REQUIRED TASK: Write out the material exactly. Do not include the pictures.

DATASET EXCERPTS:
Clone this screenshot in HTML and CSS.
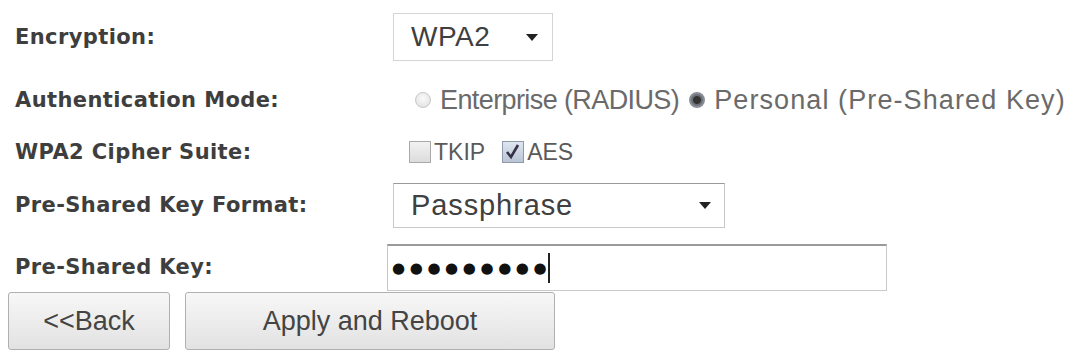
FILE: index.html
```html
<!DOCTYPE html>
<html>
<head>
<meta charset="utf-8">
<link rel="stylesheet" href="styles.css">
</head>
<body>
<div class="form">
  <div class="label">Encryption:</div>
  <div class="ctrl">
    <div class="select sel-enc"><span class="sel-text">WPA2</span><svg class="arrow" width="12" height="7" viewBox="0 0 12 7"><path d="M0 0H12L6 7Z" fill="#222"/></svg></div>
  </div>

  <div class="label">Authentication Mode:</div>
  <div class="ctrl opts">
    <span class="radio"></span><span class="opt-text light ent">Enterprise (RADIUS)</span>
    <span class="radio checked"></span><span class="opt-text light pers">Personal (Pre-Shared Key)</span>
  </div>

  <div class="label">WPA2 Cipher Suite:</div>
  <div class="ctrl opts cipher">
    <span class="check"></span><span class="opt-text">TKIP</span>
    <span class="check checked"><svg width="20" height="20" viewBox="0 0 20 20"><path d="M4 10 L8 15 L15 3" stroke="#334" stroke-width="2.6" fill="none"/></svg></span><span class="opt-text">AES</span>
  </div>

  <div class="label">Pre-Shared Key Format:</div>
  <div class="ctrl">
    <div class="select sel-fmt"><span class="sel-text">Passphrase</span><svg class="arrow" width="12" height="7" viewBox="0 0 12 7"><path d="M0 0H12L6 7Z" fill="#222"/></svg></div>
  </div>

  <div class="label">Pre-Shared Key:</div>
  <div class="ctrl">
    <div class="input"><span class="dots">●●●●●●●●●</span><span class="caret"></span></div>
  </div>
</div>
<div class="actions">
  <button class="btn btn-back">&lt;&lt;Back</button>
  <button class="btn btn-apply">Apply and Reboot</button>
</div>
</body>
</html>
```

FILE: styles.css
```css
html, body {
  margin: 0;
  padding: 0;
  background: #ffffff;
}
body {
  font-family: "Liberation Sans", Arial, sans-serif;
  color: #444;
  width: 1084px;
  height: 357px;
  overflow: hidden;
}
.form {
  display: grid;
  grid-template-columns: 378px 1fr;
  grid-template-rows: 54px 72px 32px 74px 50px;
  padding: 10px 0 0 15px;
  align-items: center;
}
.label {
  font-family: "DejaVu Sans", Verdana, sans-serif;
  font-weight: bold;
  font-size: 21px;
  color: #3e3e3e;
  letter-spacing: 0.4px;
}
.ctrl {
  display: flex;
  align-items: center;
}
.select {
  box-sizing: border-box;
  display: flex;
  align-items: center;
  justify-content: space-between;
  border: 1px solid #d4d4d4;
  background: #fff;
  height: 48px;
  padding: 0 14px 0 17px;
  font-size: 28px;
  color: #404040;
}
.sel-enc { width: 160px; }
.sel-enc .sel-text { letter-spacing: 0.5px; }
.sel-fmt {
  width: 332px;
  height: 45px;
  border-color: #c9c9c9;
  border-top-color: #9a9a9a;
  padding-left: 17px;
  padding-right: 13px;
}
.sel-fmt .sel-text {
  font-size: 29px;
  letter-spacing: 0.9px;
}
.arrow { flex: none; }
.opts {
  font-size: 27px;
  color: #555;
}
.light { color: #6a6a6a; }
.ent { letter-spacing: -0.6px; }
.pers { letter-spacing: 1.1px; }
.radio {
  box-sizing: border-box;
  width: 16px;
  height: 16px;
  border-radius: 50%;
  border: 1px solid #c8c8c8;
  background: radial-gradient(circle at 50% 40%, #fafafa, #dedede);
  margin-left: 22px;
  flex: none;
}
.radio.checked {
  border: 2px solid #8a8f96;
  background: radial-gradient(circle at 50% 50%, #333 0 3.5px, #6b7078 4.5px);
  margin-left: 10px;
}
.opt-text { margin-left: 9px; }
.cipher {
  font-size: 23px;
  color: #5a5a5a;
}
.check {
  box-sizing: border-box;
  width: 22px;
  height: 22px;
  border: 1px solid #a9a9a9;
  background: linear-gradient(#f2f2f2, #dcdcdc);
  margin-left: 16px;
  flex: none;
  display: flex;
  align-items: center;
  justify-content: center;
}
.check + .opt-text { margin-left: 3px; }
.check.checked {
  margin-left: 17px;
  background: linear-gradient(#dfe6f0, #b9c4d4);
  border-color: #8f9aaa;
}
.input {
  box-sizing: border-box;
  width: 500px;
  height: 47px;
  margin-left: -6px;
  border: 1px solid #c9c9c9;
  border-top: 2px solid #9a9a9a;
  display: flex;
  align-items: center;
  padding-left: 4px;
}
.dots {
  font-family: "DejaVu Sans", sans-serif;
  font-size: 15px;
  letter-spacing: 4.6px;
  color: #111;
}
.caret {
  width: 2px;
  height: 30px;
  background: #222;
  margin-left: -3px;
}
.actions {
  display: flex;
  gap: 15px;
  padding-left: 8px;
}
.btn {
  box-sizing: border-box;
  height: 58px;
  border: 1px solid #b0b0b0;
  border-radius: 3px;
  background: linear-gradient(#f7f7f7, #e2e2e2);
  font-family: "Liberation Sans", Arial, sans-serif;
  font-size: 27px;
  color: #444;
  padding: 0;
}
.btn-back { width: 162px; }
.btn-apply { width: 370px; }
```
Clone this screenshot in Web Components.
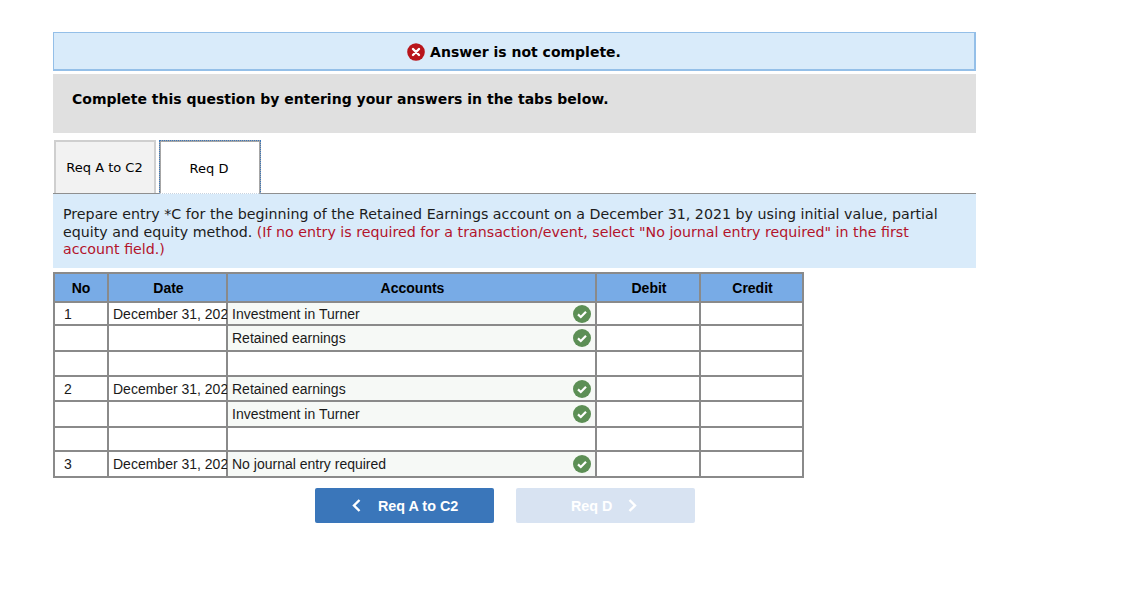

OUTPUT OF THE TASK:
Clone this screenshot in HTML and CSS.
FILE: index.html
```html
<!DOCTYPE html>
<html>
<head>
<meta charset="utf-8">
<link rel="stylesheet" href="styles.css">
</head>
<body>
<div class="form">
  <div class="label">Encryption:</div>
  <div class="ctrl">
    <div class="select sel-enc"><span class="sel-text">WPA2</span><svg class="arrow" width="12" height="7" viewBox="0 0 12 7"><path d="M0 0H12L6 7Z" fill="#222"/></svg></div>
  </div>

  <div class="label">Authentication Mode:</div>
  <div class="ctrl opts">
    <span class="radio"></span><span class="opt-text light ent">Enterprise (RADIUS)</span>
    <span class="radio checked"></span><span class="opt-text light pers">Personal (Pre-Shared Key)</span>
  </div>

  <div class="label">WPA2 Cipher Suite:</div>
  <div class="ctrl opts cipher">
    <span class="check"></span><span class="opt-text">TKIP</span>
    <span class="check checked"><svg width="20" height="20" viewBox="0 0 20 20"><path d="M4 10 L8 15 L15 3" stroke="#334" stroke-width="2.6" fill="none"/></svg></span><span class="opt-text">AES</span>
  </div>

  <div class="label">Pre-Shared Key Format:</div>
  <div class="ctrl">
    <div class="select sel-fmt"><span class="sel-text">Passphrase</span><svg class="arrow" width="12" height="7" viewBox="0 0 12 7"><path d="M0 0H12L6 7Z" fill="#222"/></svg></div>
  </div>

  <div class="label">Pre-Shared Key:</div>
  <div class="ctrl">
    <div class="input"><span class="dots">●●●●●●●●●</span><span class="caret"></span></div>
  </div>
</div>
<div class="actions">
  <button class="btn btn-back">&lt;&lt;Back</button>
  <button class="btn btn-apply">Apply and Reboot</button>
</div>
</body>
</html>
```

FILE: styles.css
```css
html, body {
  margin: 0;
  padding: 0;
  background: #ffffff;
}
body {
  font-family: "Liberation Sans", Arial, sans-serif;
  color: #444;
  width: 1084px;
  height: 357px;
  overflow: hidden;
}
.form {
  display: grid;
  grid-template-columns: 378px 1fr;
  grid-template-rows: 54px 72px 32px 74px 50px;
  padding: 10px 0 0 15px;
  align-items: center;
}
.label {
  font-family: "DejaVu Sans", Verdana, sans-serif;
  font-weight: bold;
  font-size: 21px;
  color: #3e3e3e;
  letter-spacing: 0.4px;
}
.ctrl {
  display: flex;
  align-items: center;
}
.select {
  box-sizing: border-box;
  display: flex;
  align-items: center;
  justify-content: space-between;
  border: 1px solid #d4d4d4;
  background: #fff;
  height: 48px;
  padding: 0 14px 0 17px;
  font-size: 28px;
  color: #404040;
}
.sel-enc { width: 160px; }
.sel-enc .sel-text { letter-spacing: 0.5px; }
.sel-fmt {
  width: 332px;
  height: 45px;
  border-color: #c9c9c9;
  border-top-color: #9a9a9a;
  padding-left: 17px;
  padding-right: 13px;
}
.sel-fmt .sel-text {
  font-size: 29px;
  letter-spacing: 0.9px;
}
.arrow { flex: none; }
.opts {
  font-size: 27px;
  color: #555;
}
.light { color: #6a6a6a; }
.ent { letter-spacing: -0.6px; }
.pers { letter-spacing: 1.1px; }
.radio {
  box-sizing: border-box;
  width: 16px;
  height: 16px;
  border-radius: 50%;
  border: 1px solid #c8c8c8;
  background: radial-gradient(circle at 50% 40%, #fafafa, #dedede);
  margin-left: 22px;
  flex: none;
}
.radio.checked {
  border: 2px solid #8a8f96;
  background: radial-gradient(circle at 50% 50%, #333 0 3.5px, #6b7078 4.5px);
  margin-left: 10px;
}
.opt-text { margin-left: 9px; }
.cipher {
  font-size: 23px;
  color: #5a5a5a;
}
.check {
  box-sizing: border-box;
  width: 22px;
  height: 22px;
  border: 1px solid #a9a9a9;
  background: linear-gradient(#f2f2f2, #dcdcdc);
  margin-left: 16px;
  flex: none;
  display: flex;
  align-items: center;
  justify-content: center;
}
.check + .opt-text { margin-left: 3px; }
.check.checked {
  margin-left: 17px;
  background: linear-gradient(#dfe6f0, #b9c4d4);
  border-color: #8f9aaa;
}
.input {
  box-sizing: border-box;
  width: 500px;
  height: 47px;
  margin-left: -6px;
  border: 1px solid #c9c9c9;
  border-top: 2px solid #9a9a9a;
  display: flex;
  align-items: center;
  padding-left: 4px;
}
.dots {
  font-family: "DejaVu Sans", sans-serif;
  font-size: 15px;
  letter-spacing: 4.6px;
  color: #111;
}
.caret {
  width: 2px;
  height: 30px;
  background: #222;
  margin-left: -3px;
}
.actions {
  display: flex;
  gap: 15px;
  padding-left: 8px;
}
.btn {
  box-sizing: border-box;
  height: 58px;
  border: 1px solid #b0b0b0;
  border-radius: 3px;
  background: linear-gradient(#f7f7f7, #e2e2e2);
  font-family: "Liberation Sans", Arial, sans-serif;
  font-size: 27px;
  color: #444;
  padding: 0;
}
.btn-back { width: 162px; }
.btn-apply { width: 370px; }
```
Clone this screenshot in Web Components.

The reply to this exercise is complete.